Death in Brunswick by Boyd Oxlade
My rating: 4 of 5 stars
Boyd Oxlade’s a one-hit wonder, as far as writing is concerned. He recently died, having almost completed his second novel, and it’s a shame it won’t see the light of day, because this one is a ripper.
Imagine something close to an examination of the outsider, a meditation on friendship, a crime story and a kitchen-sink recounting of the life of a chef and a gravedigger (both jobs the author had held, tellingly) and you’re getting close.
It’s mainly a fix-the-problem kind of book – there’s several issues from love to more life-or-death matters – but there’s always more to see. For me, I loved the eye for ennui exhibited here:
Carl wandered out into his back yard. It was a maze of overgrown native trees, grey-green spiny grevilleas and untidy ti-tree. Over all hung the cat’s-piss smell of wattle. He found it terribly depressing. No wonder the early explorers succumbed to melancholy, surrounded by this sort of thing.
There’s a lightness of touch here, with lots of deep, confessional observation hidden in the everyday. It’s a quick read, but it feels like it’ll stick around much longer.

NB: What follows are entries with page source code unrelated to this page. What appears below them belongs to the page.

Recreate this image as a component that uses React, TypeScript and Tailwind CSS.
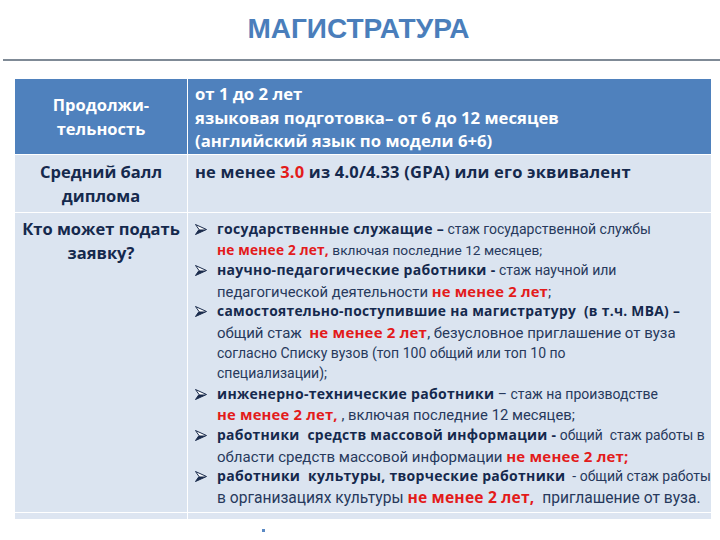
const font = { fontFamily: "Roboto, 'Noto Sans', sans-serif" };
const bold = { fontFamily: "'Open Sans', 'Noto Sans', sans-serif" };

function Arrow() {
  return (
    <svg width="12" height="11" viewBox="0 0 12 11" className="shrink-0 mt-[5px]">
      <path d="M0.5 0.5 L11.5 5.5 L0.5 10.5 L4 5.5 Z" fill="#ffffff" stroke="#1a2b4c" strokeWidth="1" strokeLinejoin="round" />
      <path d="M4 5.5 L11.5 5.5 L0.5 10.5 Z" fill="#1a2b4c" />
    </svg>
  );
}

function B({ children }: { children: React.ReactNode }) {
  return (
    <span className="font-bold text-[#15294d] tracking-[0.3px]" style={bold}>
      {children}
    </span>
  );
}

function R({ children }: { children: React.ReactNode }) {
  return (
    <span className="font-bold text-[#e31b1b] tracking-[0.2px]" style={bold}>
      {children}
    </span>
  );
}

type Line = { text: React.ReactNode; cls?: string };

function Item({ lines }: { lines: Line[] }) {
  return (
    <div className="flex gap-[10px]">
      <Arrow />
      <div>
        {lines.map((l, i) => (
          <div key={i} className={"whitespace-pre h-[20.6px] " + (l.cls || "")}>
            {l.text}
          </div>
        ))}
      </div>
    </div>
  );
}

export default function App() {
  return (
    <div className="w-[720px] h-[540px] bg-white relative overflow-hidden" style={font}>
      <div
        className="pt-[13px] pr-[3px] text-center text-[28px] leading-[32px] font-bold text-[#4a7ebb]"
        style={{ fontFamily: "'Liberation Sans', Arial, sans-serif" }}
      >
        МАГИСТРАТУРА
      </div>
      <div className="mt-[14px] ml-[3px] h-[2px] bg-[#7f8a96]" />

      <div className="mt-[18px] ml-[15px] w-[696px] grid grid-cols-[172px_1fr] gap-px bg-white">
        {/* header row */}
        <div
          className="h-[75px] bg-[#4f81bd] flex items-center justify-center text-center text-white font-bold text-[16.5px] leading-[24px] pt-[1px]"
          style={bold}
        >
          Продолжи-
          <br />
          тельность
        </div>
        <div className="h-[75px] bg-[#4f81bd] text-white font-bold text-[16.7px] leading-[23.5px] pl-[7px] pt-[3px]" style={bold}>
          <div>от 1 до 2 лет</div>
          <div>языковая подготовка– от 6 до 12 месяцев</div>
          <div>(английский язык по модели 6+6)</div>
        </div>

        {/* GPA row */}
        <div
          className="h-[57px] bg-[#dbe4f0] flex items-center justify-center text-center text-[#15294d] font-bold text-[16.5px] leading-[24px]"
          style={bold}
        >
          Средний балл
          <br />
          диплома
        </div>
        <div
          className="h-[57px] bg-[#dbe4f0] text-[#15294d] font-bold text-[16.5px] leading-[22px] tracking-[0.2px] pl-[7px] pt-[6px]"
          style={bold}
        >
          не менее <span className="text-[#e31b1b]">3.0</span> из 4.0/4.33 (GPA) или его эквивалент
        </div>

        {/* who can apply */}
        <div
          className="h-[299px] bg-[#dbe4f0] text-center text-[#15294d] font-bold text-[16.5px] leading-[24px] pt-[4px]"
          style={bold}
        >
          Кто может подать
          <br />
          заявку?
        </div>
        <div className="h-[299px] bg-[#dbe4f0] text-[#27395c] text-[14px] leading-[20.6px] pl-[7px] pt-[6px]">
          <Item
            lines={[
              {
                text: (
                  <>
                    <B>государственные служащие –</B> стаж государственной службы
                  </>
                ),
              },
              {
                text: (
                  <>
                    <R>не менее 2 лет,</R> включая последние 12 месяцев;
                  </>
                ),
                cls: "text-[13.7px]",
              },
            ]}
          />
          <Item
            lines={[
              {
                text: (
                  <>
                    <B>научно-педагогические работники -</B> стаж научной или
                  </>
                ),
              },
              {
                text: (
                  <>
                    педагогической деятельности <R>не менее 2 лет</R>;
                  </>
                ),
                cls: "text-[14.8px]",
              },
            ]}
          />
          <Item
            lines={[
              {
                text: (
                  <>
                    <B>самостоятельно-поступившие на магистратуру  (в т.ч. MBA) –</B>
                  </>
                ),
                cls: "text-[13.8px]",
              },
              {
                text: (
                  <>
                    общий стаж  <R>не менее 2 лет</R>, безусловное приглашение от вуза
                  </>
                ),
                cls: "text-[15px]",
              },
              { text: <>согласно Списку вузов (топ 100 общий или топ 10 по</> },
              { text: <>специализации);</> },
            ]}
          />
          <Item
            lines={[
              {
                text: (
                  <>
                    <B>инженерно-технические работники</B> – стаж на производстве
                  </>
                ),
              },
              {
                text: (
                  <>
                    <R>не менее 2 лет,</R> , включая последние 12 месяцев;
                  </>
                ),
                cls: "text-[14.8px]",
              },
            ]}
          />
          <Item
            lines={[
              {
                text: (
                  <>
                    <B>работники  средств массовой информации -</B> общий  стаж работы в
                  </>
                ),
                cls: "text-[13.9px]",
              },
              {
                text: (
                  <>
                    области средств массовой информации <R>не менее 2 лет;</R>
                  </>
                ),
                cls: "text-[15px]",
              },
            ]}
          />
          <Item
            lines={[
              {
                text: (
                  <>
                    <B>работники  культуры, творческие работники</B>  - общий стаж работы
                  </>
                ),
              },
              {
                text: (
                  <>
                    в организациях культуры <R>не менее 2 лет,</R>  приглашение от вуза.
                  </>
                ),
                cls: "text-[15.6px]",
              },
            ]}
          />
        </div>

        {/* bottom strip */}
        <div className="h-[6px] bg-[#dde5f1]" />
        <div className="h-[6px] bg-[#dde5f1]" />
      </div>

      <div className="absolute left-[262px] top-[529px] w-[3px] h-[3px] bg-[#5b8ac4]" />
    </div>
  );
}
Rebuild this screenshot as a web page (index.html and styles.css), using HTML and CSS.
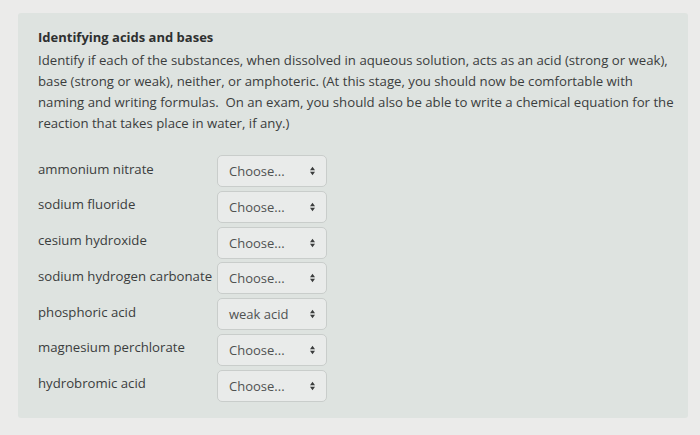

The problem for me with this book is that I’ve seen the film version. It’s impossible to separate the versions of Carl and Dave in the novel from those in the film – something this printing of the book seems to encourage, given the cover art. Thankfully, it’s generally a positive pairing – with Dave’s character, especially, you can see there’s little John Clarke would’ve had to do to bring the fantastically earthy (Comrade!) Dave to life: what you read is what you got, at least on the silver screen. The character of Carl is a little more complex than Sam Neill’s reading made apparent, particularly given developments later in the novel.
The thing that really jarred for me, though, is that the book has a much different ending. I won’t give it away, but the film version ties things up very nicely; not so, here. Though I know that adapting for film means certain things have to be cut, there’s some very nice ambiguity and examination of friendship (far beyond mateship) that takes place in the book which mean the text is superior. Though the film is dark, there’s a blacker streak in the book, and it’s truly grim watching Carl’s trip from melancholy onwards.
This is a brief, sad and disturbingly funny book. It’s a bit of a time capsule – the gentrification which Carl laments as being the preserve of doctors and lawyers has rolled on, and it’s almost sweet to see his desire to get out of a Victorian terrace and into a crisp new flat, given the migration in the other direction is so popular now – and it presents a picture of an ’80s rock Melbourne that appears so distant, now. The Divinyls and Birthday Party-styled hair, the novelty of multiculturalism, the continual intrusion of Australia’s ockerish personality – all of these create a vivid, noisome picture of what the city used to be like.
It’s a great place to visit. If you only know the film – and you liked it – then the book will, as ever, give you so much more. Spend an afternoon with Carl and Dave, ya mug.